The second thing I've noticed is that the toughest job on any college campus is that of student tour guide. At some schools, tour guides are akin to entertainers and sideshow barkers.

The scripts, which they deliver from memory, apparently are written by former editors from the Encyclopedia Britannica.

The spiels are long -- upwards of an hour, in some cases -- and filled with details only a reference librarian could love.

When I look at a school, I'm not much interested in amusing incidents that are said to have occurred in the president's former home or the rock that students prankishly painted or that young lovers spooned behind in the good old days.

I want to know about campus safety (nothing to worry about anywhere so far) and how many kids desert the place on the weekends (none, ever, or so I've been led to believe).

But it's hardly fitting to hector the poor guides, who walk backwards, shouting their pitches and stumbling into trash cans and steps before dozens of parents and prospective students.

Their exaggerated enthusiasm -- which can wane when exhaustion sets in, particularly on hot days -- is unlike any I've seen outside of a Disney park.
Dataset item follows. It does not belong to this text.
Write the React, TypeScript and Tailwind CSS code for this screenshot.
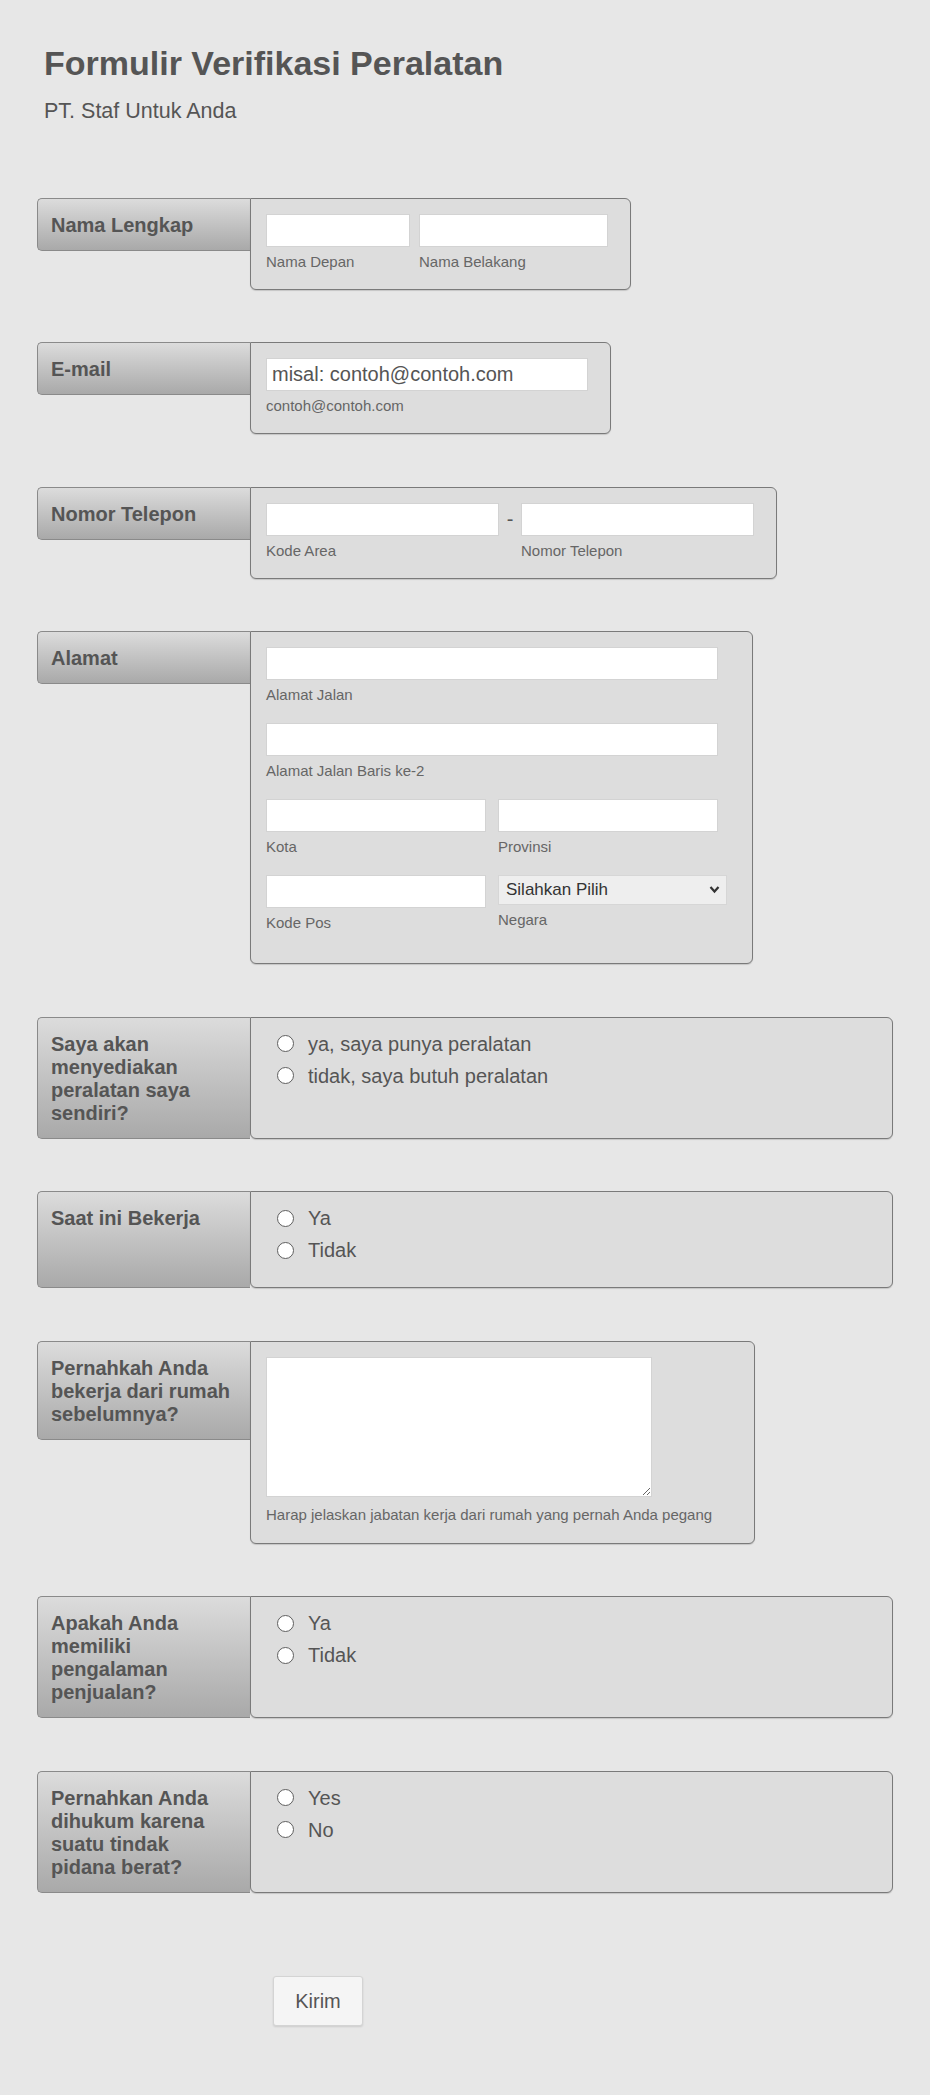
import React from "react";

const FONT = "font-['Liberation_Sans',Arial,sans-serif]";

function Label({ children }: { children: React.ReactNode }) {
  return (
    <div className="w-[213px] shrink-0 rounded-l-[5px] border border-r-0 border-[#8a8a8a] bg-gradient-to-b from-[#dcdcdc] to-[#a9a9a9] pt-[15px] pr-[15px] pb-[13px] pl-[13px]">
      <div className="text-[20px] leading-[23px] font-bold text-[#555]">{children}</div>
    </div>
  );
}

function Box({ width, className = "", children }: { width: string; className?: string; children: React.ReactNode }) {
  return (
    <div
      className={`${width} rounded-r-[6px] rounded-bl-[6px] border border-[#7a7a7a] bg-[#dddddd] shadow-[0_1px_1px_rgba(0,0,0,0.15)] ${className}`}
    >
      {children}
    </div>
  );
}

function Sub({ children, className = "mt-[6px]" }: { children: React.ReactNode; className?: string }) {
  return <div className={`${className} text-[15px] leading-[17px] text-[#666]`}>{children}</div>;
}

function TextInput({ width, placeholder }: { width: string; placeholder?: string }) {
  return (
    <input
      type="text"
      placeholder={placeholder}
      className={`${width} block h-[33px] border border-[#d3d3d3] bg-white px-[5px] text-[20px] text-[#555] outline-none placeholder:text-[#555]`}
    />
  );
}

function Field({ width, sub, placeholder }: { width: string; sub: string; placeholder?: string }) {
  return (
    <div>
      <TextInput width={width} placeholder={placeholder} />
      <Sub>{sub}</Sub>
    </div>
  );
}

function RadioGroup({ name, options }: { name: string; options: string[] }) {
  return (
    <div className="pt-[10px] pb-[21px] pl-[26px]">
      {options.map((o) => (
        <label key={o} className="flex h-[32px] items-center gap-[14px] text-[20px] text-[#555]">
          <input
            type="radio"
            name={name}
            className="h-[17px] w-[17px] shrink-0 appearance-none rounded-full border border-[#5f5f5f] bg-white"
          />
          <span>{o}</span>
        </label>
      ))}
    </div>
  );
}

function RadioSection({ label, name, options }: { label: React.ReactNode; name: string; options: string[] }) {
  return (
    <div className="flex items-stretch">
      <Label>{label}</Label>
      <Box width="w-[643px]">
        <RadioGroup name={name} options={options} />
      </Box>
    </div>
  );
}

export default function App() {
  return (
    <div className={`${FONT} min-h-screen bg-[#e7e7e7] pt-[46px] pb-[67px]`}>
      <div className="pl-[44px]">
        <h1 className="text-[34px] leading-none font-bold text-[#555]">Formulir Verifikasi Peralatan</h1>
        <p className="mt-[21px] text-[21.5px] leading-none text-[#555]">PT. Staf Untuk Anda</p>
      </div>

      <form className="mt-[75px] flex flex-col gap-[52.5px] pl-[37px]" onSubmit={(e) => e.preventDefault()}>
        {/* nama */}
        <div className="flex items-start">
          <Label>Nama Lengkap</Label>
          <Box width="w-[381px]" className="px-[15px] pt-[15px] pb-[19px]">
            <div className="flex gap-[9px]">
              <Field width="w-[144px]" sub="Nama Depan" />
              <Field width="w-[189px]" sub="Nama Belakang" />
            </div>
          </Box>
        </div>

        {/* email */}
        <div className="flex items-start">
          <Label>E-mail</Label>
          <Box width="w-[361px]" className="px-[15px] pt-[15px] pb-[19px]">
            <Field width="w-[322px]" sub="contoh@contoh.com" placeholder="misal: contoh@contoh.com" />
          </Box>
        </div>

        {/* telepon */}
        <div className="flex items-start">
          <Label>Nomor Telepon</Label>
          <Box width="w-[527px]" className="px-[15px] pt-[15px] pb-[19px]">
            <div className="flex">
              <Field width="w-[233px]" sub="Kode Area" />
              <div className="flex h-[33px] w-[22px] items-center justify-center text-[20px] text-[#555]">-</div>
              <Field width="w-[233px]" sub="Nomor Telepon" />
            </div>
          </Box>
        </div>

        {/* alamat */}
        <div className="flex items-start">
          <Label>Alamat</Label>
          <Box width="w-[503px]" className="px-[15px] pt-[15px] pb-[32px]">
            <div className="flex flex-col gap-[20px]">
              <Field width="w-[452px]" sub="Alamat Jalan" />
              <Field width="w-[452px]" sub="Alamat Jalan Baris ke-2" />
              <div className="flex gap-[12px]">
                <Field width="w-[220px]" sub="Kota" />
                <Field width="w-[220px]" sub="Provinsi" />
              </div>
              <div className="flex gap-[12px]">
                <Field width="w-[220px]" sub="Kode Pos" />
                <div>
                  <div className="relative w-[229px]">
                    <select className="block h-[30px] w-[229px] appearance-none border border-[#d6d6d6] bg-[#eeeeee] pl-[7px] text-[17px] text-[#333] outline-none">
                      <option>Silahkan Pilih</option>
                      <option>Indonesia</option>
                    </select>
                    <svg
                      className="pointer-events-none absolute top-[10px] right-[7px]"
                      width="11"
                      height="9"
                      viewBox="0 0 11 9"
                    >
                      <path d="M1.5 2 L5.5 6.5 L9.5 2" fill="none" stroke="#333" strokeWidth="2.2" />
                    </svg>
                  </div>
                  <Sub>Negara</Sub>
                </div>
              </div>
            </div>
          </Box>
        </div>

        <RadioSection
          label="Saya akan menyediakan peralatan saya sendiri?"
          name="peralatan"
          options={["ya, saya punya peralatan", "tidak, saya butuh peralatan"]}
        />

        <RadioSection label="Saat ini Bekerja" name="bekerja" options={["Ya", "Tidak"]} />

        {/* textarea */}
        <div className="flex items-start">
          <Label>Pernahkah Anda bekerja dari rumah sebelumnya?</Label>
          <Box width="w-[505px]" className="px-[15px] pt-[15px] pb-[20px]">
            <textarea className="block h-[140px] w-[386px] resize border border-[#d3d3d3] bg-white p-[5px] text-[17px] text-[#555] outline-none" />
            <Sub className="mt-[9px]">Harap jelaskan jabatan kerja dari rumah yang pernah Anda pegang</Sub>
          </Box>
        </div>

        <RadioSection label="Apakah Anda memiliki pengalaman penjualan?" name="penjualan" options={["Ya", "Tidak"]} />

        <RadioSection label="Pernahkan Anda dihukum karena suatu tindak pidana berat?" name="pidana" options={["Yes", "No"]} />

        <div className="mt-[31px] pl-[236px]">
          <button
            type="submit"
            className="h-[50px] w-[90px] rounded-[3px] border border-[#d4d4d4] bg-[#f5f5f5] text-[20px] text-[#555] shadow-[0_1px_2px_rgba(0,0,0,0.12)]"
          >
            Kirim
          </button>
        </div>
      </form>
    </div>
  );
}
When we visited Longwood University in Farmville, the guide, a smart senior from Roanoke, remained effervescent despite 80 minutes of leading us in and out of the rain.

You really have to love your school to put yourself through it.

The circle of life

The most surprising thing to me has been how much emotion a campus visit can evoke.

When I sit in the auditorium for the opening remarks by an admissions officer, the hopes of all of my ancestors seem to well up inside me and tug at my heart.

My mind scuttles back to Fort Worth in 1968, when I arrived at my school, Texas Christian University, unaccompanied by anyone, and watched the glittering Texas families arrive for orientation.

My subsequent grades may not have reflected it, but I knew I was among the luckiest people in the world.

A walk across a campus with my daughter, envisioning her hurrying to classes and wondering whether she will be happy there, heralds a developmental step for both of us.

It helps to have seen her brother go through it in Blacksburg, and to accept that the school she chooses, or that chooses her, will shape her in unforeseen ways.

All we ever pray for is for everything to turn out OK.